Inflation Is Back Up and Warehouses Are Going to Feel It First
Rising inflation erodes more than paychecks. For warehouse operators already squeezing margins, it changes the math on automation investment in ways that aren't obvious at first glance.
Crédit photo: Image via Bloomberg — Technology. Used under fair use for news commentary. · source
Think of it like a conveyor belt running slightly too fast. Everything looks fine until something slips, and then it all piles up at once. That's sort of where we are right now with inflation ticking back up, and if you run a warehouse or a manufacturing floor, you should be paying attention even if the financial news feels like it's talking about someone else's world.
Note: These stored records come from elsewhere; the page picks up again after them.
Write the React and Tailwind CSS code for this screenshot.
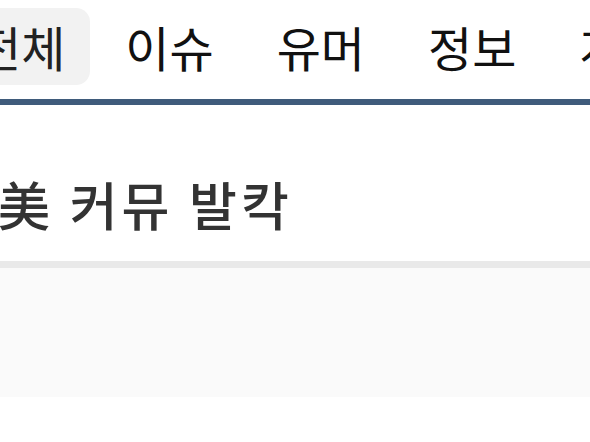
import React from "react";

const tabs = ["전체", "이슈", "유머", "정보", "게임"];

const App = () => {
  return (
    <div className="w-[590px] h-[442px] overflow-hidden bg-white font-['Noto_Sans_CJK_KR',sans-serif]">
      {/* Category tabs */}
      <div className="h-[99px] flex items-center gap-[7px] ml-[-48px] whitespace-nowrap">
        {tabs.map((t, i) => (
          <div
            key={t}
            className={
              i === 0
                ? "h-[77px] mt-[-7px] px-[25px] flex items-center rounded-[14px] bg-[#f2f2f2] text-[48px] text-[#222] shrink-0"
                : "h-[77px] mt-[-7px] px-[28px] flex items-center text-[48px] text-[#111] shrink-0"
            }
          >
            {t}
          </div>
        ))}
      </div>
      <div className="h-[6px] bg-[#3f5b7b]" />

      {/* Title */}
      <div className="h-[156px] pt-[73px]">
        <h1 className="ml-[-2px] text-[52px] leading-[52px] font-medium text-[#333] tracking-[4px] whitespace-nowrap">美 커뮤 발칵</h1>
      </div>

      <div className="h-[7px] bg-[#e9e9e9]" />
      <div className="h-[129px] bg-[#fafafa]" />
    </div>
  );
};

export default App;
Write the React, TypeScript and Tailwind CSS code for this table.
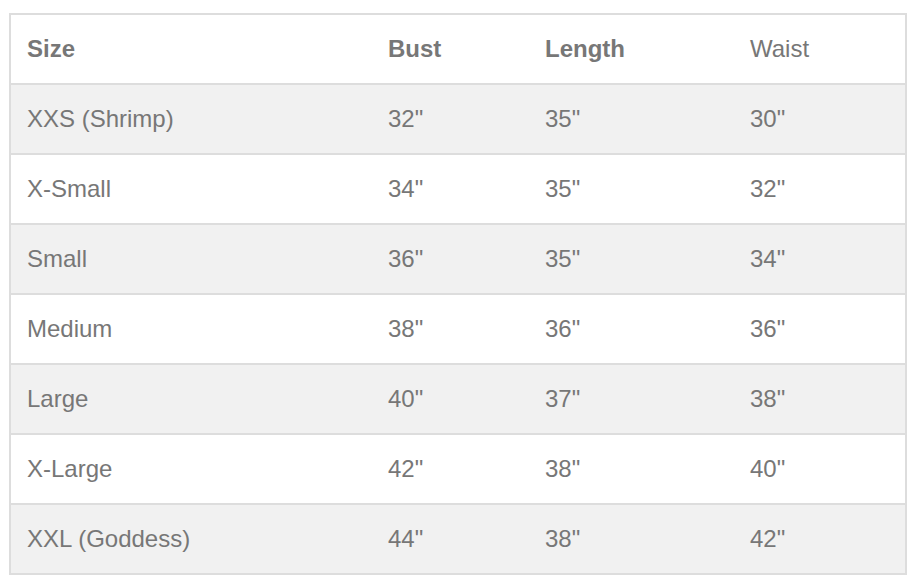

Bloomberg reported this week that US inflation picked up again in June 2026, with analysts noting it's actively eroding purchasing power for workers. That's the headline number. But the downstream effects for industrial operations are where it gets interesting, and honestly a little uncomfortable.
Here's the thing about labour costs and automation budgets: they move in opposite directions when inflation rises, and not in the way most people assume. You'd think higher inflation would push more operators toward automation. Get the robots in, reduce headcount dependency, stabilise your cost base. I've heard that argument made a hundred times, including by people who should know better. The problem is that automation capital expenditure also gets more expensive when inflation runs hot. The components, the integration work, the ongoing maintenance contracts. When I was at Kuka, we watched customers delay entire line upgrades because the quoted price from six months earlier had already drifted by eight or ten percent by the time procurement signed off. That kind of slippage kills projects.
So you end up with operators caught between rising labour costs on one side and rising automation costs on the other. It's not a comfortable place to be.